Dataset section:
--- --- ---

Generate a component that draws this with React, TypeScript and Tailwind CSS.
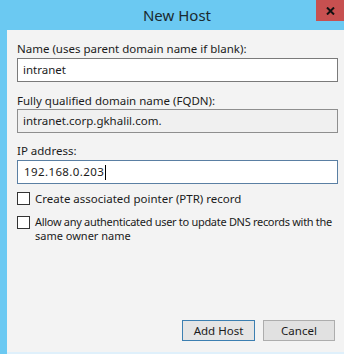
export default function App() {
  return (
    <div
      className="w-[344px] h-[354px] overflow-hidden bg-[#6bc9f2] flex flex-col text-[11.5px] text-[#1b1b1b]"
      style={{ fontFamily: '"Noto Sans", "Open Sans", sans-serif' }}
    >
      <div className="relative h-[30px] shrink-0 flex items-center justify-center">
        <span className="text-[15px] text-[#1a2a30] ml-[10px]">New Host</span>
        <div className="absolute right-0 top-0 w-[28px] h-[21px] bg-[#c75050] flex items-center justify-center">
          <svg width="9" height="8" viewBox="0 0 9 8">
            <path d="M1 0.5 L8 7.5 M8 0.5 L1 7.5" stroke="#111" strokeWidth="2" />
          </svg>
        </div>
      </div>

      <div className="ml-[7px] h-[322px] shrink-0 bg-[#f3f3f3] pl-[10px] pr-[6px] pt-[11px] flex flex-col">
        <div className="leading-[16px]">Name (uses parent domain name if blank):</div>
        <div className="mt-[1px] h-[24px] border border-[#7a7a7a] bg-white flex items-center px-[5px]">intranet</div>

        <div className="mt-[11px] leading-[16px]">Fully qualified domain name (FQDN):</div>
        <div className="mt-[0px] h-[24px] border border-[#8e8e8e] bg-[#f0f0f0] flex items-center px-[5px]">
          intranet.corp.gkhalil.com.
        </div>

        <div className="mt-[10px] leading-[16px]">IP address:</div>
        <div className="mt-[1px] h-[24px] border border-[#5a7fa3] bg-white flex items-center px-[6px]">
          <span className="tracking-[0.4px]">192.168.0.203</span>
          <span className="w-px h-[15px] bg-black ml-px" />
        </div>

        <div className="mt-[8px] flex items-start gap-[5px]">
          <div className="w-[13px] h-[13px] border border-[#333] bg-white shrink-0" />
          <span className="leading-[13px]">Create associated pointer (PTR) record</span>
        </div>
        <div className="mt-[11px] flex items-start gap-[5px]">
          <div className="w-[13px] h-[13px] border border-[#333] bg-white shrink-0" />
          <div className="flex flex-col leading-[14px] text-[11px] -mt-px">
            <span className="whitespace-nowrap tracking-[-0.3px]">
              Allow any authenticated user to update DNS records with the
            </span>
            <span>same owner name</span>
          </div>
        </div>

        <div className="mt-auto mb-[11px] flex justify-end gap-[8px] pr-[3px]">
          <div className="w-[73px] h-[21px] border border-[#3c7fb1] bg-[#e5e5e5] flex items-center justify-center">
            Add Host
          </div>
          <div className="w-[72px] h-[21px] border border-[#adadad] bg-[#e1e1e1] flex items-center justify-center">
            Cancel
          </div>
        </div>
      </div>
      <div className="ml-[7px] flex-1 bg-[#dff0fb]" />
    </div>
  );
}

--- --- ---

Leave the pictures out and copy the rest of the data exactly.

Exercise response:
Generate a component that draws this with React, TypeScript and Tailwind CSS.
export default function App() {
  return (
    <div
      className="w-[344px] h-[354px] overflow-hidden bg-[#6bc9f2] flex flex-col text-[11.5px] text-[#1b1b1b]"
      style={{ fontFamily: '"Noto Sans", "Open Sans", sans-serif' }}
    >
      <div className="relative h-[30px] shrink-0 flex items-center justify-center">
        <span className="text-[15px] text-[#1a2a30] ml-[10px]">New Host</span>
        <div className="absolute right-0 top-0 w-[28px] h-[21px] bg-[#c75050] flex items-center justify-center">
          <svg width="9" height="8" viewBox="0 0 9 8">
            <path d="M1 0.5 L8 7.5 M8 0.5 L1 7.5" stroke="#111" strokeWidth="2" />
          </svg>
        </div>
      </div>

      <div className="ml-[7px] h-[322px] shrink-0 bg-[#f3f3f3] pl-[10px] pr-[6px] pt-[11px] flex flex-col">
        <div className="leading-[16px]">Name (uses parent domain name if blank):</div>
        <div className="mt-[1px] h-[24px] border border-[#7a7a7a] bg-white flex items-center px-[5px]">intranet</div>

        <div className="mt-[11px] leading-[16px]">Fully qualified domain name (FQDN):</div>
        <div className="mt-[0px] h-[24px] border border-[#8e8e8e] bg-[#f0f0f0] flex items-center px-[5px]">
          intranet.corp.gkhalil.com.
        </div>

        <div className="mt-[10px] leading-[16px]">IP address:</div>
        <div className="mt-[1px] h-[24px] border border-[#5a7fa3] bg-white flex items-center px-[6px]">
          <span className="tracking-[0.4px]">192.168.0.203</span>
          <span className="w-px h-[15px] bg-black ml-px" />
        </div>

        <div className="mt-[8px] flex items-start gap-[5px]">
          <div className="w-[13px] h-[13px] border border-[#333] bg-white shrink-0" />
          <span className="leading-[13px]">Create associated pointer (PTR) record</span>
        </div>
        <div className="mt-[11px] flex items-start gap-[5px]">
          <div className="w-[13px] h-[13px] border border-[#333] bg-white shrink-0" />
          <div className="flex flex-col leading-[14px] text-[11px] -mt-px">
            <span className="whitespace-nowrap tracking-[-0.3px]">
              Allow any authenticated user to update DNS records with the
            </span>
            <span>same owner name</span>
          </div>
        </div>

        <div className="mt-auto mb-[11px] flex justify-end gap-[8px] pr-[3px]">
          <div className="w-[73px] h-[21px] border border-[#3c7fb1] bg-[#e5e5e5] flex items-center justify-center">
            Add Host
          </div>
          <div className="w-[72px] h-[21px] border border-[#adadad] bg-[#e1e1e1] flex items-center justify-center">
            Cancel
          </div>
        </div>
      </div>
      <div className="ml-[7px] flex-1 bg-[#dff0fb]" />
    </div>
  );
}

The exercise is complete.